(begin)

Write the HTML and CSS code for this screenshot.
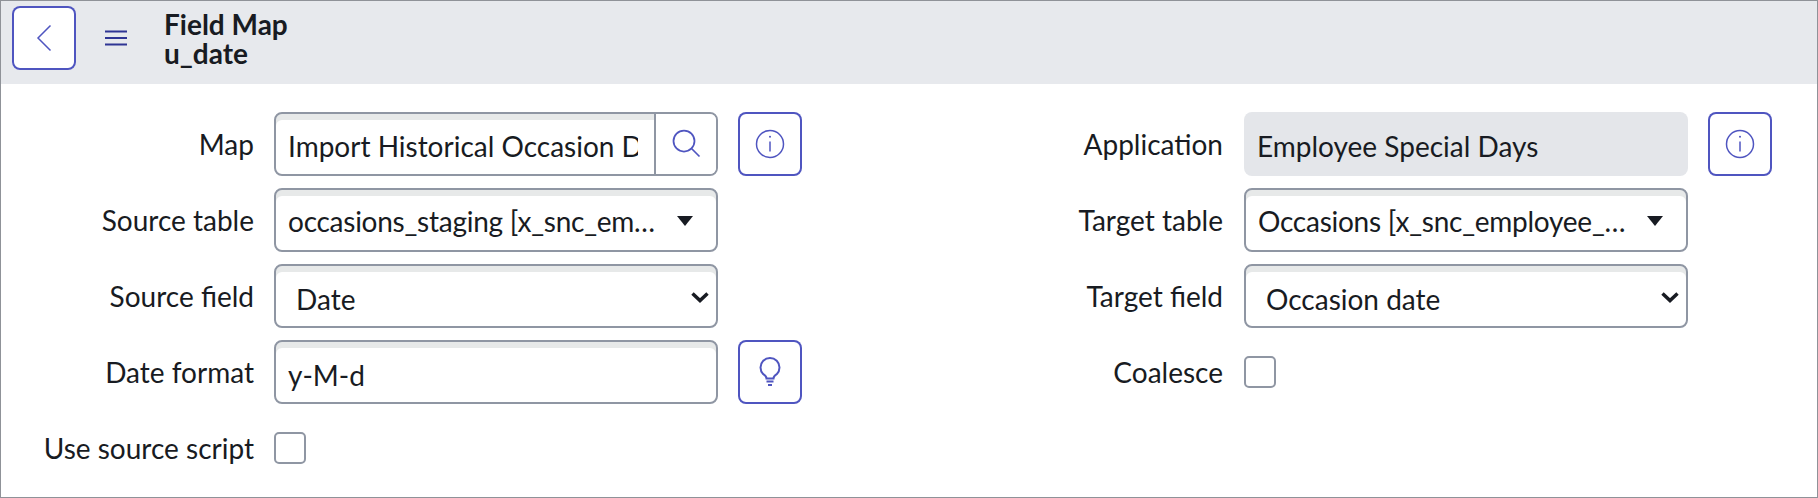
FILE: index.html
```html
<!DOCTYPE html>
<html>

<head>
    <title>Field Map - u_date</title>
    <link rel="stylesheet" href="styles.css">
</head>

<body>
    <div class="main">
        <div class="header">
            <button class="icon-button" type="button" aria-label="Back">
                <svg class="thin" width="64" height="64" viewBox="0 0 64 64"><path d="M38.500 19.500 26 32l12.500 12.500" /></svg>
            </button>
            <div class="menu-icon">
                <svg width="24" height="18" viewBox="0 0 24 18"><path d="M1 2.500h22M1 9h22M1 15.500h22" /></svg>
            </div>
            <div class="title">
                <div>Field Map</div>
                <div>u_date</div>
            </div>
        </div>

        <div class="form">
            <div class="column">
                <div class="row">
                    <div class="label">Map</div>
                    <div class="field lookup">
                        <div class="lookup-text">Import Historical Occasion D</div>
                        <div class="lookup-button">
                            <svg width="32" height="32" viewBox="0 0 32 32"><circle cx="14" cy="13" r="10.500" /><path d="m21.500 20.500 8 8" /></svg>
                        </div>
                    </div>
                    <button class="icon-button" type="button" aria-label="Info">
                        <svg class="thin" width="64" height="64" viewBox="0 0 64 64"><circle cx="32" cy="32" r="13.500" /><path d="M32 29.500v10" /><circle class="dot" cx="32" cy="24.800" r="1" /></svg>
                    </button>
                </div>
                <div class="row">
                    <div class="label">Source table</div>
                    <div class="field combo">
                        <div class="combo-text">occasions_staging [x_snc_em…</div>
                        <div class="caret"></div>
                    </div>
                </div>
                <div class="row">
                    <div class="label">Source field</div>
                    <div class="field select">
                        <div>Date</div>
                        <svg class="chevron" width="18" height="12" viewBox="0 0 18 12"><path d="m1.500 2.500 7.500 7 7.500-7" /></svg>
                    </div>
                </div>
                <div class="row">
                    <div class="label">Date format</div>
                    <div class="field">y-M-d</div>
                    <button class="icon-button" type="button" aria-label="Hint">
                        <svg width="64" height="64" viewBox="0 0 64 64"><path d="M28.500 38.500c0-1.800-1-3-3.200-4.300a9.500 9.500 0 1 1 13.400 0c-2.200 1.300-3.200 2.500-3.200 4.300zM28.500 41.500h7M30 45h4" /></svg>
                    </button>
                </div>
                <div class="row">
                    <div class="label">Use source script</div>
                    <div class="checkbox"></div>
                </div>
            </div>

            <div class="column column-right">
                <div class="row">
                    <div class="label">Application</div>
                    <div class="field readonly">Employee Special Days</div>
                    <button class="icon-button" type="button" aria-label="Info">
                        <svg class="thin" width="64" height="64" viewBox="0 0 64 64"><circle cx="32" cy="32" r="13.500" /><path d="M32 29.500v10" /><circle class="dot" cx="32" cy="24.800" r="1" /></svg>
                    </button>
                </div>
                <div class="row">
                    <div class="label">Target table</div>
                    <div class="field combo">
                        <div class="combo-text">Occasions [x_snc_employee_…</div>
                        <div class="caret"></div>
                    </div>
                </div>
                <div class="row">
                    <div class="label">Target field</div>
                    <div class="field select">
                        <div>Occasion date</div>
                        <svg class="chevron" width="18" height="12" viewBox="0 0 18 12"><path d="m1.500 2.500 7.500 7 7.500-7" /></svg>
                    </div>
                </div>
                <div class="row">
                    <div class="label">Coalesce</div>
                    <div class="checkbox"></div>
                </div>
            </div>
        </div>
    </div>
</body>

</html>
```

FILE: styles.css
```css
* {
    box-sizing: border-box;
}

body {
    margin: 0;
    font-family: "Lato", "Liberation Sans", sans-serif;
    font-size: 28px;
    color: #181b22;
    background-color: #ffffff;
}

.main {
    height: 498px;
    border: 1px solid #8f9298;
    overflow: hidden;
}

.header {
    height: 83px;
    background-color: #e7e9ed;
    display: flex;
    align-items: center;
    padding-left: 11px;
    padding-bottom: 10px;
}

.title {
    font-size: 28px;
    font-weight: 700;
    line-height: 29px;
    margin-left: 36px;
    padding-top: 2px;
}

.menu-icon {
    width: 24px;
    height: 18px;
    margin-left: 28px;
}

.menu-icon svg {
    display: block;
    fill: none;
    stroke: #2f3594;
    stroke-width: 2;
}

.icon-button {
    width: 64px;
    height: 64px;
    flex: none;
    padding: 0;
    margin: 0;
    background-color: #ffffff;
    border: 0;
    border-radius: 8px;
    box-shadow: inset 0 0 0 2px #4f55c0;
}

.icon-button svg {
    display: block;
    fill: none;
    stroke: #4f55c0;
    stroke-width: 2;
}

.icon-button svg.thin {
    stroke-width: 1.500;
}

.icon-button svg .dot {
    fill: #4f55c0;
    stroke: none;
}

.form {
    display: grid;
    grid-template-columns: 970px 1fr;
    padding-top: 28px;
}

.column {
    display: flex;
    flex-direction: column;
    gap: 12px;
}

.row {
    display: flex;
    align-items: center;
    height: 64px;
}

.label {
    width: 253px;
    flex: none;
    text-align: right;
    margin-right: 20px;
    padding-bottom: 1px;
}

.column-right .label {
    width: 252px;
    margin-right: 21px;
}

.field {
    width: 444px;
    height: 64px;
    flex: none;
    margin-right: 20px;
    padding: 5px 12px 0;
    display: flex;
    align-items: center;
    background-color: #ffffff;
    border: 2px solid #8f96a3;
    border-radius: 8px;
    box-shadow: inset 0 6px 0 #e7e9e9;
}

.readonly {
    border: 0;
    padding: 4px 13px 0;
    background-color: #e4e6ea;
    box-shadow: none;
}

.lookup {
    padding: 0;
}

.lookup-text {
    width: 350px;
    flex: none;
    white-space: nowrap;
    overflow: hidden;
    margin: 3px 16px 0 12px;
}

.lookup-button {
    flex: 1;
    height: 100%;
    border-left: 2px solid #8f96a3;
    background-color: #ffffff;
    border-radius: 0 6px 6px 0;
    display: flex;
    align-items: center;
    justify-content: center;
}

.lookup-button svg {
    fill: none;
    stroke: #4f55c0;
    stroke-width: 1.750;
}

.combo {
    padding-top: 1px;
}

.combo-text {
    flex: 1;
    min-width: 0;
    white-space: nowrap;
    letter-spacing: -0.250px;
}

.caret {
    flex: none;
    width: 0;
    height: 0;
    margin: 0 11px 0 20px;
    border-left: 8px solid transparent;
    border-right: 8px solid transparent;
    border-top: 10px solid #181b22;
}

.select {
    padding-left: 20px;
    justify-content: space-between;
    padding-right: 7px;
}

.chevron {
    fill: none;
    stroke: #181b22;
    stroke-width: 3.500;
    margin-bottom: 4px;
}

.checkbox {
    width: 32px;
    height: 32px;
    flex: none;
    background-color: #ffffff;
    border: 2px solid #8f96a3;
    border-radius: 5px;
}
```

(end)

Write out the full listing verbatim, excluding its pictures.

→ Output below
Write the HTML and CSS code for this screenshot.
FILE: index.html
```html
<!DOCTYPE html>
<html>

<head>
    <title>Field Map - u_date</title>
    <link rel="stylesheet" href="styles.css">
</head>

<body>
    <div class="main">
        <div class="header">
            <button class="icon-button" type="button" aria-label="Back">
                <svg class="thin" width="64" height="64" viewBox="0 0 64 64"><path d="M38.500 19.500 26 32l12.500 12.500" /></svg>
            </button>
            <div class="menu-icon">
                <svg width="24" height="18" viewBox="0 0 24 18"><path d="M1 2.500h22M1 9h22M1 15.500h22" /></svg>
            </div>
            <div class="title">
                <div>Field Map</div>
                <div>u_date</div>
            </div>
        </div>

        <div class="form">
            <div class="column">
                <div class="row">
                    <div class="label">Map</div>
                    <div class="field lookup">
                        <div class="lookup-text">Import Historical Occasion D</div>
                        <div class="lookup-button">
                            <svg width="32" height="32" viewBox="0 0 32 32"><circle cx="14" cy="13" r="10.500" /><path d="m21.500 20.500 8 8" /></svg>
                        </div>
                    </div>
                    <button class="icon-button" type="button" aria-label="Info">
                        <svg class="thin" width="64" height="64" viewBox="0 0 64 64"><circle cx="32" cy="32" r="13.500" /><path d="M32 29.500v10" /><circle class="dot" cx="32" cy="24.800" r="1" /></svg>
                    </button>
                </div>
                <div class="row">
                    <div class="label">Source table</div>
                    <div class="field combo">
                        <div class="combo-text">occasions_staging [x_snc_em…</div>
                        <div class="caret"></div>
                    </div>
                </div>
                <div class="row">
                    <div class="label">Source field</div>
                    <div class="field select">
                        <div>Date</div>
                        <svg class="chevron" width="18" height="12" viewBox="0 0 18 12"><path d="m1.500 2.500 7.500 7 7.500-7" /></svg>
                    </div>
                </div>
                <div class="row">
                    <div class="label">Date format</div>
                    <div class="field">y-M-d</div>
                    <button class="icon-button" type="button" aria-label="Hint">
                        <svg width="64" height="64" viewBox="0 0 64 64"><path d="M28.500 38.500c0-1.800-1-3-3.200-4.300a9.500 9.500 0 1 1 13.400 0c-2.200 1.300-3.200 2.500-3.200 4.300zM28.500 41.500h7M30 45h4" /></svg>
                    </button>
                </div>
                <div class="row">
                    <div class="label">Use source script</div>
                    <div class="checkbox"></div>
                </div>
            </div>

            <div class="column column-right">
                <div class="row">
                    <div class="label">Application</div>
                    <div class="field readonly">Employee Special Days</div>
                    <button class="icon-button" type="button" aria-label="Info">
                        <svg class="thin" width="64" height="64" viewBox="0 0 64 64"><circle cx="32" cy="32" r="13.500" /><path d="M32 29.500v10" /><circle class="dot" cx="32" cy="24.800" r="1" /></svg>
                    </button>
                </div>
                <div class="row">
                    <div class="label">Target table</div>
                    <div class="field combo">
                        <div class="combo-text">Occasions [x_snc_employee_…</div>
                        <div class="caret"></div>
                    </div>
                </div>
                <div class="row">
                    <div class="label">Target field</div>
                    <div class="field select">
                        <div>Occasion date</div>
                        <svg class="chevron" width="18" height="12" viewBox="0 0 18 12"><path d="m1.500 2.500 7.500 7 7.500-7" /></svg>
                    </div>
                </div>
                <div class="row">
                    <div class="label">Coalesce</div>
                    <div class="checkbox"></div>
                </div>
            </div>
        </div>
    </div>
</body>

</html>
```

FILE: styles.css
```css
* {
    box-sizing: border-box;
}

body {
    margin: 0;
    font-family: "Lato", "Liberation Sans", sans-serif;
    font-size: 28px;
    color: #181b22;
    background-color: #ffffff;
}

.main {
    height: 498px;
    border: 1px solid #8f9298;
    overflow: hidden;
}

.header {
    height: 83px;
    background-color: #e7e9ed;
    display: flex;
    align-items: center;
    padding-left: 11px;
    padding-bottom: 10px;
}

.title {
    font-size: 28px;
    font-weight: 700;
    line-height: 29px;
    margin-left: 36px;
    padding-top: 2px;
}

.menu-icon {
    width: 24px;
    height: 18px;
    margin-left: 28px;
}

.menu-icon svg {
    display: block;
    fill: none;
    stroke: #2f3594;
    stroke-width: 2;
}

.icon-button {
    width: 64px;
    height: 64px;
    flex: none;
    padding: 0;
    margin: 0;
    background-color: #ffffff;
    border: 0;
    border-radius: 8px;
    box-shadow: inset 0 0 0 2px #4f55c0;
}

.icon-button svg {
    display: block;
    fill: none;
    stroke: #4f55c0;
    stroke-width: 2;
}

.icon-button svg.thin {
    stroke-width: 1.500;
}

.icon-button svg .dot {
    fill: #4f55c0;
    stroke: none;
}

.form {
    display: grid;
    grid-template-columns: 970px 1fr;
    padding-top: 28px;
}

.column {
    display: flex;
    flex-direction: column;
    gap: 12px;
}

.row {
    display: flex;
    align-items: center;
    height: 64px;
}

.label {
    width: 253px;
    flex: none;
    text-align: right;
    margin-right: 20px;
    padding-bottom: 1px;
}

.column-right .label {
    width: 252px;
    margin-right: 21px;
}

.field {
    width: 444px;
    height: 64px;
    flex: none;
    margin-right: 20px;
    padding: 5px 12px 0;
    display: flex;
    align-items: center;
    background-color: #ffffff;
    border: 2px solid #8f96a3;
    border-radius: 8px;
    box-shadow: inset 0 6px 0 #e7e9e9;
}

.readonly {
    border: 0;
    padding: 4px 13px 0;
    background-color: #e4e6ea;
    box-shadow: none;
}

.lookup {
    padding: 0;
}

.lookup-text {
    width: 350px;
    flex: none;
    white-space: nowrap;
    overflow: hidden;
    margin: 3px 16px 0 12px;
}

.lookup-button {
    flex: 1;
    height: 100%;
    border-left: 2px solid #8f96a3;
    background-color: #ffffff;
    border-radius: 0 6px 6px 0;
    display: flex;
    align-items: center;
    justify-content: center;
}

.lookup-button svg {
    fill: none;
    stroke: #4f55c0;
    stroke-width: 1.750;
}

.combo {
    padding-top: 1px;
}

.combo-text {
    flex: 1;
    min-width: 0;
    white-space: nowrap;
    letter-spacing: -0.250px;
}

.caret {
    flex: none;
    width: 0;
    height: 0;
    margin: 0 11px 0 20px;
    border-left: 8px solid transparent;
    border-right: 8px solid transparent;
    border-top: 10px solid #181b22;
}

.select {
    padding-left: 20px;
    justify-content: space-between;
    padding-right: 7px;
}

.chevron {
    fill: none;
    stroke: #181b22;
    stroke-width: 3.500;
    margin-bottom: 4px;
}

.checkbox {
    width: 32px;
    height: 32px;
    flex: none;
    background-color: #ffffff;
    border: 2px solid #8f96a3;
    border-radius: 5px;
}
```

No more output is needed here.